In my few other cookbook reviews I’ve mentioned that I read cookbooks like I would a normal book–before I even think about making something from a new book I’ll read every recipe and all the stories that go along with them. Cooking and baking has always been a very personal thing for me, since spending time in the kitchen is my other stress relief when I’m not reading. In the past few weeks I’ve baked an orange gingerbread cake with cream cheese frosting, a carrot cake with cream cheese frosting, zucchini bread, and tried four new weeknight dinner recipes using new-to-me vegetables (I don’t hate turnips and rutabagas, who knew?). And one book I keep coming back to for inspiration is The Smitten Kitchen Cookbook by Deb Perelman, whom I was thrilled to see speak in Portland last year.

The Smitten Kitchen Cookbook

The Smitten Kitchen Cookbook

I started reading the Smitten Kitchen blog three or so years ago, and was instantly hooked. She cooked the kind of food I wanted but didn’t know how to make, featuring lots of vegetables and a focus on seasonal items. She’s not vegetarian by any means (and neither am I) but so many of her recipes have introduced me to new vegetables I never ate growing up, including my current obsession with leeks. Many of her recipes had a story about the family member of friend who shared it, the restaurant meal she was trying to recreate, or a frantic need to get dinner on the table that night with a random collection of things in the pantry; when her book came out, I hoped that the same tone Deb created on her blog would carry over into print. And I’m happy to say it has.
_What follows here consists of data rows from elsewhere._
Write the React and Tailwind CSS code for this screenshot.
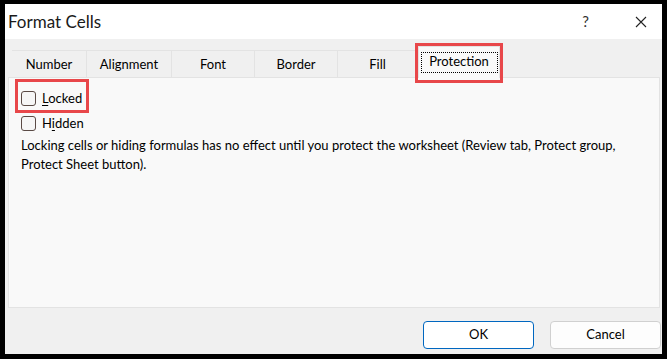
import React from "react";

const FONT = { fontFamily: "Lato, 'Noto Sans', 'Liberation Sans', sans-serif" };

function Checkbox() {
  return (
    <span className="inline-block h-[15px] w-[15px] shrink-0 rounded-[3px] border border-[#5a4a45] bg-[#f6f6f6]" />
  );
}

const tabs = [
  { label: "Number", w: "w-[75px]" },
  { label: "Alignment", w: "w-[85px]" },
  { label: "Font", w: "w-[83px]" },
  { label: "Border", w: "w-[83px]" },
  { label: "Fill", w: "w-[80px]" },
];

export default function App() {
  return (
    <div
      className="h-[359px] w-[667px] overflow-hidden bg-black pb-[5px] pl-[5px] pr-[5px] pt-[4px] text-black"
      style={FONT}
    >
      <div className="relative flex h-full flex-col bg-[#f0f0f0]">
        {/* title bar */}
        <div className="flex h-[35px] shrink-0 items-center bg-white pl-[3px]">
          <span className="text-[17px] leading-none text-[#1a1a1a]">Format Cells</span>
          <span className="ml-auto mr-[46px] text-[15px] leading-none text-[#333]">?</span>
          <svg width="12" height="12" viewBox="0 0 12 12" className="mr-[15px]">
            <path d="M1 1 L11 11 M11 1 L1 11" stroke="#222" strokeWidth="1.1" fill="none" />
          </svg>
        </div>

        {/* tabs */}
        <div className="mt-[11px] flex h-[27px] shrink-0 items-end pl-[7px]">
          {tabs.map((t) => (
            <div
              key={t.label}
              className={`flex h-[27px] items-center justify-center border-r border-t border-[#e3e3e3] pt-px text-[13px] ${t.w}`}
            >
              {t.label}
            </div>
          ))}
          <div className="relative z-10 -mb-px flex h-[32px] w-[82px] items-center justify-center border-x border-t border-[#e3e3e3] bg-[#f9f9f9] pb-[1px]">
            <span className="flex h-[21px] w-[77px] items-center justify-center border border-dotted border-black text-[13px]">
              Protection
            </span>
          </div>
        </div>

        {/* panel */}
        <div className="relative ml-[3px] mr-[2px] h-[231px] shrink-0 border border-[#e3e3e3] bg-[#f9f9f9] pl-[12px] pt-[8px] text-[13px]">
          <div className="flex h-[25px] items-center gap-[6px]">
            <Checkbox />
            <span>
              <span className="underline underline-offset-2">L</span>ocked
            </span>
          </div>
          <div className="flex h-[25px] items-center gap-[6px]">
            <Checkbox />
            <span>
              H<span className="underline underline-offset-2">i</span>dden
            </span>
          </div>
          <p className="leading-[19px]">
            Locking cells or hiding formulas has no effect until you protect the worksheet (Review tab, Protect group,
            <br />
            Protect Sheet button).
          </p>
          <div className="pointer-events-none absolute left-[6px] top-[1px] h-[34px] w-[74px] border-[3px] border-[#e8474a]" />
        </div>

        {/* buttons */}
        <div className="mt-[13px] flex justify-end gap-[16px] pr-px">
          <button className="flex h-[28px] w-[111px] items-center justify-center rounded-[4px] border border-[#0067c0] bg-white text-[13px]">
            OK
          </button>
          <button className="flex h-[28px] w-[111px] items-center justify-center rounded-[4px] border border-[#d0d0d0] bg-[#fdfdfd] text-[13px]">
            Cancel
          </button>
        </div>

        {/* annotation around Protection tab */}
        <div className="pointer-events-none absolute left-[410px] top-[39px] z-20 h-[40px] w-[88px] border-[3px] border-[#e8474a]" />
      </div>
    </div>
  );
}
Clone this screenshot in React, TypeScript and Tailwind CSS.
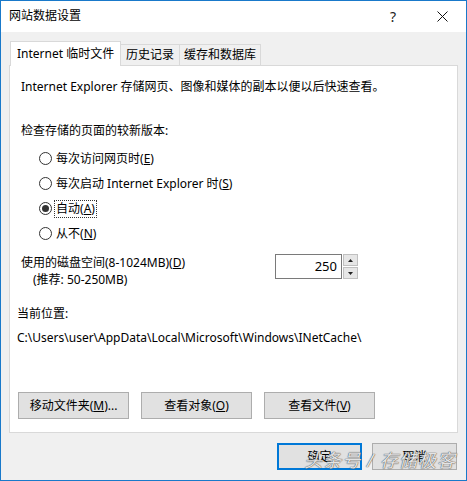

My absolute favorite recipe that I’ve made so far is the Mustard Milanese with Arugula Fennel Salad, page 169, although I served mine with lemon garlic roasted Brussels sprouts instead because I don’t like arugula. I will admit I doubled the amount of Dijon mustard used to coat the chicken, because my husband is crazy like that. There are also many recipes I still haven’t tried including Chocolate Chip Brioche Pretzels (page 17), Slow-Cooker Black Bean Ragout (page 137), Panchetta, White Bean, and Swiss Chard Pot Pies (page 163), and Gooey Cinnamon Squares (page 207). If anyone has tried one of these, or any of the recipes from this book, I’d love to hear what you thought!

And while the food is great, it really is her sense of story and family behind each recipe that keeps me coming back to this book. Despite being nervous, Deb was a great speaker when I saw her in Portland. She answered tons of questions, was patient with the large line of people waiting for autographs, and even gave me a hug in congrats when she heard I was getting married in a few weeks! When I cook from her recipes, I remember a woman who was so passionate about food that she turned a crazy little blog into a career and best-selling cookbook and hope that I can get some of that same passion in my own food. I cook to relax, and with the recipes from Deb in The Smitten Kitchen Cookbook I know I’ll have food worth washing the dishes.